Problem details: Identify the lines that contain the string "components" and report only how many there are.

Records for processing:
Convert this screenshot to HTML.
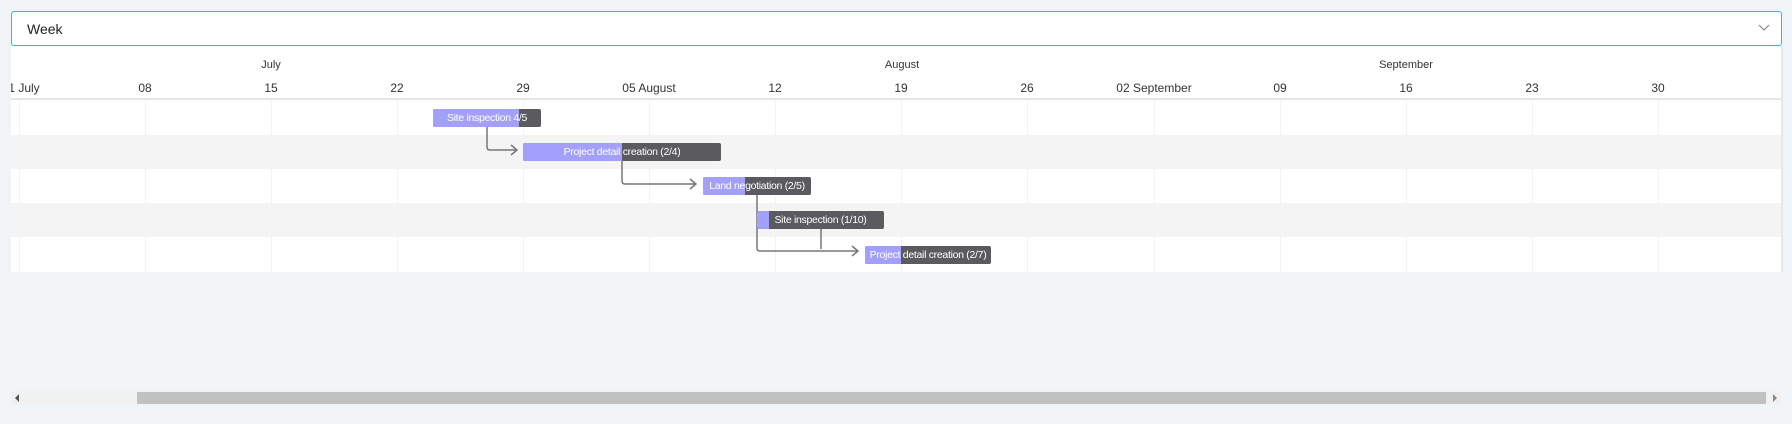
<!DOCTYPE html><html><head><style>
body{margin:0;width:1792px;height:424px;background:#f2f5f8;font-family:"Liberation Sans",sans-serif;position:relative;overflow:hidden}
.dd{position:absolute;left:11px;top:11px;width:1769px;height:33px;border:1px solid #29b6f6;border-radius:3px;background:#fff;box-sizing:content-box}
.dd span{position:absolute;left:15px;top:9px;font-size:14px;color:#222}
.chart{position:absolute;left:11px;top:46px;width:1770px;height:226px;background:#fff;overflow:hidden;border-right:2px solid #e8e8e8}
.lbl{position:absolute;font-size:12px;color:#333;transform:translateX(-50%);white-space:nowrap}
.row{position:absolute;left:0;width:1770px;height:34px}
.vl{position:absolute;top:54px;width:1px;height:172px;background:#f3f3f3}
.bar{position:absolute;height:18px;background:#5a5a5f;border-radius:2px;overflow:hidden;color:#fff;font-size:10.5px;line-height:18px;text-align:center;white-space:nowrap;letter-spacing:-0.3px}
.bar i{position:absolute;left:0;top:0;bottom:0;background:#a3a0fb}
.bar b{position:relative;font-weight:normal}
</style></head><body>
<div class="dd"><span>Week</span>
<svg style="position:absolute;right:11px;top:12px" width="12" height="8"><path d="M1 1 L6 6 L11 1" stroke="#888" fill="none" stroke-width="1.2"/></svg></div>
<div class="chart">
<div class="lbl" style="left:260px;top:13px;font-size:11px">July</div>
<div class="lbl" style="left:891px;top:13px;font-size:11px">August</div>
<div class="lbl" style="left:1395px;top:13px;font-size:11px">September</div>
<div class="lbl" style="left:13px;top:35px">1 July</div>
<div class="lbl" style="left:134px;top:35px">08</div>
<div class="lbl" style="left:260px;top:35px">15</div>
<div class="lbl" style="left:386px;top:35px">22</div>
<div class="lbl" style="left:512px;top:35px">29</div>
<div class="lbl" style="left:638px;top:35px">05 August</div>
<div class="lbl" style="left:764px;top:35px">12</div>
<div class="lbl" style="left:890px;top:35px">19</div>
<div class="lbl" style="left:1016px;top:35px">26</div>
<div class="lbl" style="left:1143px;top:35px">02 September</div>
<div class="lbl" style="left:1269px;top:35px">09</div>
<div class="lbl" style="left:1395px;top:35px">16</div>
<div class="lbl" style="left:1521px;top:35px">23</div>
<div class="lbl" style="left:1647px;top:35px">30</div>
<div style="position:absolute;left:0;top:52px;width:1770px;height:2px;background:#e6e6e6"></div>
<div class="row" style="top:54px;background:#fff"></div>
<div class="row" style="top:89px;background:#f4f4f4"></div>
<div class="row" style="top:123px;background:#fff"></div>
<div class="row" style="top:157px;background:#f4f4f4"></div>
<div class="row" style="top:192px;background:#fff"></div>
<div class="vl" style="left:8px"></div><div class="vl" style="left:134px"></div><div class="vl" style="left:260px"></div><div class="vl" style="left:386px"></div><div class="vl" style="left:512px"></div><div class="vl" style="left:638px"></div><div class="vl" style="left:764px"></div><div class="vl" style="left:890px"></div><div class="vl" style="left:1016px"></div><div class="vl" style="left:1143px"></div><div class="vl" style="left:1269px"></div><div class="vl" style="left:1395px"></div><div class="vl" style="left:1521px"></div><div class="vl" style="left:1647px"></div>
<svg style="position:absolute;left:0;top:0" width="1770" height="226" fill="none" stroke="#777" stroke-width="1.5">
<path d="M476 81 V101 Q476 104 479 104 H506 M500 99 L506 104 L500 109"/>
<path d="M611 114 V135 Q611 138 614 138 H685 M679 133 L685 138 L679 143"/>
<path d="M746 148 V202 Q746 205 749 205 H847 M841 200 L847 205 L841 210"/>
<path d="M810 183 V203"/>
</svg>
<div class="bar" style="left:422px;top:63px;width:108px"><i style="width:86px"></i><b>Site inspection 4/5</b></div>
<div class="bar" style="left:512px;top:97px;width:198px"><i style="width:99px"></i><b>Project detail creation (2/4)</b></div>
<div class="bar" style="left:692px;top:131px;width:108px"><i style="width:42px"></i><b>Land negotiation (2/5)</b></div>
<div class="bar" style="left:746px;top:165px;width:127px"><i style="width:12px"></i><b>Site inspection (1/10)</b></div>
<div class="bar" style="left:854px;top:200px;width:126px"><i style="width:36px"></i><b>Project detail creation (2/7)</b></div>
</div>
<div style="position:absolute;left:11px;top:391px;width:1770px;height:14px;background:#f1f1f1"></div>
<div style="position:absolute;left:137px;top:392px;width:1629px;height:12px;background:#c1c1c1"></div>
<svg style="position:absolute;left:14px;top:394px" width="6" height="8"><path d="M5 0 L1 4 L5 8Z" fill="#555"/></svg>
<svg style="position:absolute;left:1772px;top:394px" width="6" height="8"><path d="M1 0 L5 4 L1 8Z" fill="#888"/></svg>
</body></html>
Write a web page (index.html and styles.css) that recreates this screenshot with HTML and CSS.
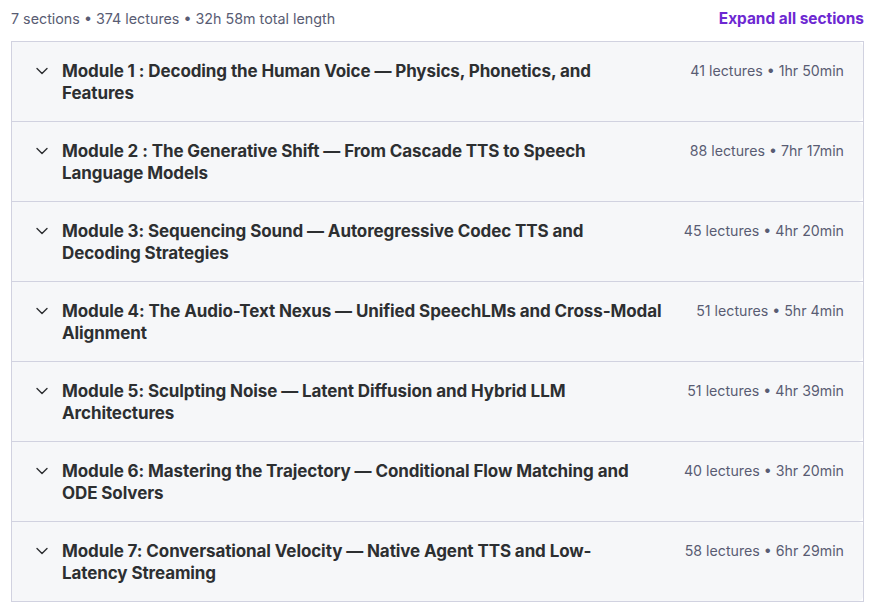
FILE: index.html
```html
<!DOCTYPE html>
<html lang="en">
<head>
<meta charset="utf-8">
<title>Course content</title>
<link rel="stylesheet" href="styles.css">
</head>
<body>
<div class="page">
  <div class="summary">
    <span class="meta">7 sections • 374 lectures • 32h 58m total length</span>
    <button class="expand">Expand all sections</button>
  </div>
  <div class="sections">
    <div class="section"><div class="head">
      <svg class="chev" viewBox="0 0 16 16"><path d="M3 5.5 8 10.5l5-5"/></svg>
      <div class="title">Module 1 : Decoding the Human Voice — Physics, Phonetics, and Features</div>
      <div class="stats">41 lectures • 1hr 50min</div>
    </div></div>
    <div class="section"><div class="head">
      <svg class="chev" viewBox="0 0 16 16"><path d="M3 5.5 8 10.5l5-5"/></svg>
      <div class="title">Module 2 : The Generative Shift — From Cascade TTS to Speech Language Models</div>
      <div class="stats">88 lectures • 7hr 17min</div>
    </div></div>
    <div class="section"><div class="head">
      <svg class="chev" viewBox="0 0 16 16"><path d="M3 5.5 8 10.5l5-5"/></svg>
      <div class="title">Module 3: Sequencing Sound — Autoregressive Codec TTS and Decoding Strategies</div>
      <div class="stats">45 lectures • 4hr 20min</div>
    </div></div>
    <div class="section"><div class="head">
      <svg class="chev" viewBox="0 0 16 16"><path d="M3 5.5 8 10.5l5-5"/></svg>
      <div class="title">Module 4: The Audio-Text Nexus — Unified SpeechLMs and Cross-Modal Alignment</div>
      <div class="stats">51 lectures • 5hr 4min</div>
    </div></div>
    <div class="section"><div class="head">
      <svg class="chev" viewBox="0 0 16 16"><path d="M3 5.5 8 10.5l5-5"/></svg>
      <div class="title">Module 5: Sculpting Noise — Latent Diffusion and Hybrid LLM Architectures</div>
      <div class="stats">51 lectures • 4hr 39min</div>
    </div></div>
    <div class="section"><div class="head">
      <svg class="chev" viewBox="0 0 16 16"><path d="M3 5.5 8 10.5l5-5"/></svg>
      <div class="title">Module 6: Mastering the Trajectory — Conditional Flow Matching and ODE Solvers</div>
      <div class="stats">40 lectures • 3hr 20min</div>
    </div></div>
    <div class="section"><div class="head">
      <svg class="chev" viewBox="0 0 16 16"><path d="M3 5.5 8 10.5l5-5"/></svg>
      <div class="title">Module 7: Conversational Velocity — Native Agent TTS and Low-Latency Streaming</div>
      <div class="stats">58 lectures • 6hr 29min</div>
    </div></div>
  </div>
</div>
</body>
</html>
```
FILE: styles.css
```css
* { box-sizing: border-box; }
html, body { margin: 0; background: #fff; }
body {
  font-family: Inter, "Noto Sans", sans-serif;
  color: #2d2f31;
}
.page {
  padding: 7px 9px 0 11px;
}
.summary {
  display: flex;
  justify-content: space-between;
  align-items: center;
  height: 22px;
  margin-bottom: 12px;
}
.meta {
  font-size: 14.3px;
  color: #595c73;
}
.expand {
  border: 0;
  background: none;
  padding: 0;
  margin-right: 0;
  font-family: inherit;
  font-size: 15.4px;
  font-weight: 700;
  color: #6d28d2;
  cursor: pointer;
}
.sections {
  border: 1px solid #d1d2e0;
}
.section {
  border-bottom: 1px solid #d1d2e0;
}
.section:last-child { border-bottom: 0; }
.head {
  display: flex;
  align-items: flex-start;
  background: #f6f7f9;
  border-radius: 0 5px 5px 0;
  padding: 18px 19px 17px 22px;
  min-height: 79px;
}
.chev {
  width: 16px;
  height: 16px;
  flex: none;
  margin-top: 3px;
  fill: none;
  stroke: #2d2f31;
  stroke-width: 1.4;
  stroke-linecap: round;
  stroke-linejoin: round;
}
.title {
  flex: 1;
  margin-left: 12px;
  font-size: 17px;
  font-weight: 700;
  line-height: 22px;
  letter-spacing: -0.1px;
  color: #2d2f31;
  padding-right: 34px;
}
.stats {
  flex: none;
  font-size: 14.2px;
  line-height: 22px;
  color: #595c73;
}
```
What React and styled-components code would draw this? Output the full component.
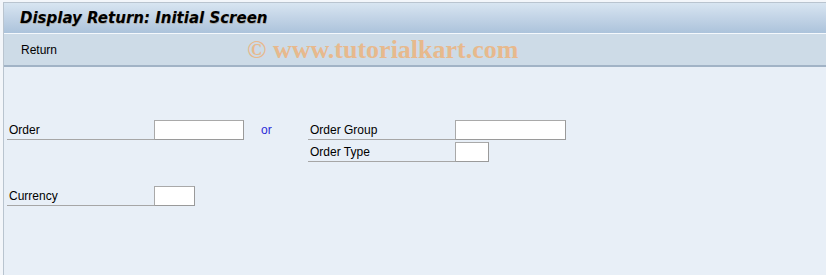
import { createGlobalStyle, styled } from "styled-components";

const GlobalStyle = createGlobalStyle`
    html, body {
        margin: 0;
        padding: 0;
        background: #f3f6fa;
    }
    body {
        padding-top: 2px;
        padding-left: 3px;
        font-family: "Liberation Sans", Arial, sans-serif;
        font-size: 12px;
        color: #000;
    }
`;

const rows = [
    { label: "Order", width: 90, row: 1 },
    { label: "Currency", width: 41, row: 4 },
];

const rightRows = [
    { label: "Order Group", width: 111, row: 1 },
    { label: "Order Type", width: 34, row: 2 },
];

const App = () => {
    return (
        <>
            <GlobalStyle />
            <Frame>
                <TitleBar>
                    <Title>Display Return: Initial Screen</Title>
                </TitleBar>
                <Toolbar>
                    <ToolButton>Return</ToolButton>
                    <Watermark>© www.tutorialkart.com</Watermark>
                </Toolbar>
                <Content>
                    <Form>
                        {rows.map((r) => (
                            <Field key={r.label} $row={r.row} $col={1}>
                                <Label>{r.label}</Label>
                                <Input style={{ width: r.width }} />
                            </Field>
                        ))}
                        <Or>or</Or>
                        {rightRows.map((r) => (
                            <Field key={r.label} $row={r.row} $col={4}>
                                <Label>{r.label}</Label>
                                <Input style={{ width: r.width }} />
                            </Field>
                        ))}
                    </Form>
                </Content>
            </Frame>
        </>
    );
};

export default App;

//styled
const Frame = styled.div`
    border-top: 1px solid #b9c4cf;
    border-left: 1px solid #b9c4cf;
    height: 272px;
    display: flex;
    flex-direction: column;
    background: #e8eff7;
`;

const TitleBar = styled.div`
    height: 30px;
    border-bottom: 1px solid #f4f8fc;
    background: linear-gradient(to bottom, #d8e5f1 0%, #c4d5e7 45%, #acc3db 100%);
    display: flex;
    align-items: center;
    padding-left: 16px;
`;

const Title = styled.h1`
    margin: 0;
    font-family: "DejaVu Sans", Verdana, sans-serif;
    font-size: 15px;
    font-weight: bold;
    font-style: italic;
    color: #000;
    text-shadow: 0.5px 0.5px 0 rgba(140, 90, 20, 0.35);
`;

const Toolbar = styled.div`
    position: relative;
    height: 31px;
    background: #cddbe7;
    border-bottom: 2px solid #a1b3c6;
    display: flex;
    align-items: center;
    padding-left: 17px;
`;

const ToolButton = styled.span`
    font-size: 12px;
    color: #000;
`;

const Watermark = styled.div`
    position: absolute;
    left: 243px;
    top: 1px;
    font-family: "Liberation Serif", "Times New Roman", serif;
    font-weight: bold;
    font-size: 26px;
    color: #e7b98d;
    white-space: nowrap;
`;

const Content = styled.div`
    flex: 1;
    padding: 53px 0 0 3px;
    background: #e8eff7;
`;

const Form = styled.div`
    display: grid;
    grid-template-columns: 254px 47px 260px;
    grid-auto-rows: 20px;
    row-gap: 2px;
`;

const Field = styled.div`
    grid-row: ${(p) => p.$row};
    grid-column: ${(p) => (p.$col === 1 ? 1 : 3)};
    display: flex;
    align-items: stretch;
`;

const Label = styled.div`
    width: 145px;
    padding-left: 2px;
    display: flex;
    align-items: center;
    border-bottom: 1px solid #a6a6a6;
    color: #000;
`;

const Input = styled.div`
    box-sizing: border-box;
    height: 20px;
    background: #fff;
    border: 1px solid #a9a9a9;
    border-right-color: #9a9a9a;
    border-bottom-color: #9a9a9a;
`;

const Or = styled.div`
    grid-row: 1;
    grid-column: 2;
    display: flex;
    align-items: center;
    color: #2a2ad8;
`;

Solution to this task: 2